In 1927 Hughes returned to Victoria and became Richmond's coach, where the job had been left open by the Tigers' preferred choice being refused a clearance to join them. He had an impressive coaching record of 87 wins from 120 games, but the Tigers couldn't get their hands on a premiership until their sixth straight finals series. The Tigers won the 1932 flag but Hughes sensationally quit Punt Road to join Melbourne the next year. Former Richmond secretary Percy Page had already made the move, and when he offered a Hughes a role working in his business - an offer the Tigers couldn't match - Checker agreed to join.
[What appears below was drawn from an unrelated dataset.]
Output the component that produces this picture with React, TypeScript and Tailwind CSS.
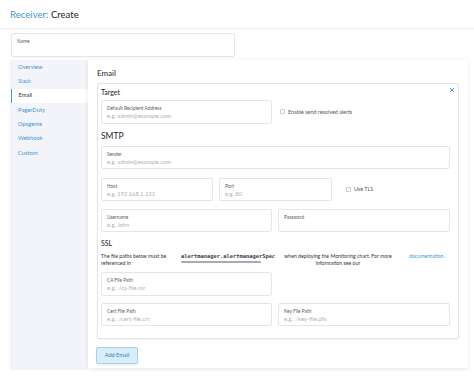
const nav = ['Overview', 'Slack', 'Email', 'PagerDuty', 'Opsgenie', 'Webhook', 'Custom']

function Field({ label, placeholder, w }: { label: string; placeholder?: string; w: string }) {
  return (
    <div className={`${w} h-[23px] border border-[#e4e5ea] rounded-[2px] bg-white px-[5px] pt-[4px] flex flex-col`}>
      <span className="text-[4.8px] leading-[6px] text-[#5a5b63]">{label}</span>
      {placeholder && <span className="text-[5.8px] leading-[8px] mt-[1px] text-[#b0b1b7]">{placeholder}</span>}
    </div>
  )
}

function Check({ label }: { label: string }) {
  return (
    <div className="flex items-center gap-[3px] ml-[8px]">
      <span className="w-[5px] h-[5px] border border-[#c9cad0] rounded-[1px] bg-white" />
      <span className="text-[5.4px] text-[#55565c]">{label}</span>
    </div>
  )
}

export default function App() {
  return (
    <div className="w-[474px] h-[384px] bg-white overflow-hidden font-['Lato','Liberation_Sans',sans-serif] text-[#222]">
      <div className="pl-[10px] pt-[8px] h-[29px] border-b border-[#e9eaee]">
        <h1 className="text-[9.6px] leading-[14px]">
          <span className="text-[#3d98d4]">Receiver:</span> <span className="text-[#1d1d1f]">Create</span>
        </h1>
      </div>

      <div className="ml-[11px] mt-[4px] w-[224px] h-[24px] border border-[#e4e5ea] rounded-[2px] px-[5px] pt-[4px] shadow-[0_1px_2px_rgba(0,0,0,0.04)]">
        <span className="text-[4.8px] leading-[6px] text-[#5a5b63] block">Name</span>
      </div>

      <div className="flex ml-[10px] mt-[3px]">
        <div className="w-[78px] h-[310px] flex flex-col">
          {nav.map((n) => (
            <div
              key={n}
              className={
                n === 'Email'
                  ? 'h-[14.3px] flex items-center pl-[7px] bg-white border-l-[1.5px] border-[#3d98d4] ml-[0.5px] text-[5.8px] text-[#333]'
                  : 'h-[14.3px] flex items-center pl-[8px] bg-[#f3f4f9] text-[5.8px] text-[#3d98d4]'
              }
            >
              {n}
            </div>
          ))}
          <div className="flex-1 bg-[#f3f4f9]" />
        </div>

        <div className="w-[380px] h-[308px] bg-white shadow-[0_1px_4px_rgba(0,0,0,0.10)] pl-[9px] pt-[7px]">
          <h2 className="text-[8px] leading-[12px] text-[#222]">Email</h2>

          <div className="relative mt-[4px] w-[362px] h-[256px] border border-[#e2e3e8] rounded-[2px] pl-[3px] pt-[3px] shadow-[0_1px_2px_rgba(0,0,0,0.04)]">
            <svg className="absolute right-[3px] top-[3px]" width="6" height="6" viewBox="0 0 6 6">
              <path d="M1 1L5 5M5 1L1 5" stroke="#3d98d4" strokeWidth="1" />
            </svg>

            <h3 className="text-[7px] leading-[10px] text-[#222]">Target</h3>
            <div className="flex items-center mt-[3px]">
              <Field label="Default Recipient Address" placeholder="e.g. admin@example.com" w="w-[171px] h-[24px]" />
              <Check label="Enable send resolved alerts" />
            </div>

            <h3 className="text-[8.5px] leading-[12px] mt-[6px] text-[#222]">SMTP</h3>
            <div className="mt-[4px]">
              <Field label="Sender" placeholder="e.g. admin@example.com" w="w-[349px]" />
            </div>

            <div className="flex items-center gap-[6px] mt-[9px]">
              <Field label="Host" placeholder="e.g. 192.168.1.121" w="w-[112px]" />
              <Field label="Port" placeholder="e.g. 80" w="w-[113px]" />
              <Check label="Use TLS" />
            </div>

            <div className="flex gap-[6px] mt-[8px]">
              <Field label="Username" placeholder="e.g. John" w="w-[171px]" />
              <Field label="Password" w="w-[172px]" />
            </div>

            <h3 className="text-[7px] leading-[10px] mt-[6px] text-[#222]">SSL</h3>
            <div className="flex items-start mt-[5px] text-[5.2px] leading-[7px] text-[#333]">
              <p className="w-[80px]">The file paths below must be referenced in</p>
              <div className="w-[100px]">
                <code className="font-['DejaVu_Sans_Mono',monospace] text-[5.4px] leading-[7px] font-semibold text-[#3b3c44] whitespace-nowrap block">
                  alertmanager.alertmanagerSpec
                </code>
                <div className="w-[80px] h-[2px] mt-[0.5px] rounded-full bg-[#a9aab3]" />
              </div>
              <p className="w-[114px] text-center">when deploying the Monitoring chart. For more information see our</p>
              <a className="ml-[14px] text-[#3d98d4]">documentation.</a>
            </div>

            <div className="mt-[5px]">
              <Field label="CA File Path" placeholder="e.g. ./ca-file.csr" w="w-[171px] h-[24px]" />
            </div>

            <div className="flex gap-[6px] mt-[7px]">
              <Field label="Cert File Path" placeholder="e.g. ./cert-file.crt" w="w-[171px]" />
              <Field label="Key File Path" placeholder="e.g. ./key-file.pfx" w="w-[172px]" />
            </div>
          </div>

          <button className="mt-[5px] -ml-[1px] w-[42px] h-[17px] rounded-[2px] bg-[#d9edf9] border border-[#a6d2ee] text-[5.6px] text-[#2f7fb8] shadow-[0_1px_2px_rgba(0,0,0,0.08)]">
            Add Email
          </button>
        </div>
      </div>
    </div>
  )
}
Melbourne's first attempt to gain a clearance was rejected before RIchmond relented later in the month. The Tigers reappointed him but he said he wouldn't coach them again if he didn't get a clearance.
To walk out on the club he had played for and was a life member of after a premiership to take over a side who had finished 9th with a 4-14 record seemed a bizarre decision, but he sacked thirteen players and brought a new sense of discipline to the club. Hughes even gave the club their contemporary nickname when he implored his players to "play like Demons" in a fiery three-quarter time address.
It took Hughes until 1939 to finally lift a premiership with the Demons, but his side dominated the next two years and won three in a row. After the 1941 Grand Final he retired from coaching but was asked back in 1945 to replaced Percy Beames who had resigned as coach. He initially said he wasn't interested in the game as he was suffering ill-health and failing eye-sight but soon changed his mind.
In 1948 the Demons won another premiership, this time after a replay with Essendon. Hughes then retired again to concentrate on his growing hotel business, and other than stints as Victorian state coach from 1949 to 1951 and again in 1953 he never coached on a full-time basis again - later becoming a familiar face on the Demon bench next to Norm Smith. It was the third time he had resigned from a coaching job after winning the premiership.
He served on the club committee from 1958 to 1961, and after stepping down as Chairman of Selectors for 1965, was asked out of retirement to be caretaker coach for the Round 13 match against North Melbourne after Norm Smith had been sensationally sacked during the week. When Smith took over as coach again a week later Hughes drifted back into retirement, having just set a record that still stands as the oldest man to coach a senior side at 71 years and 148 days.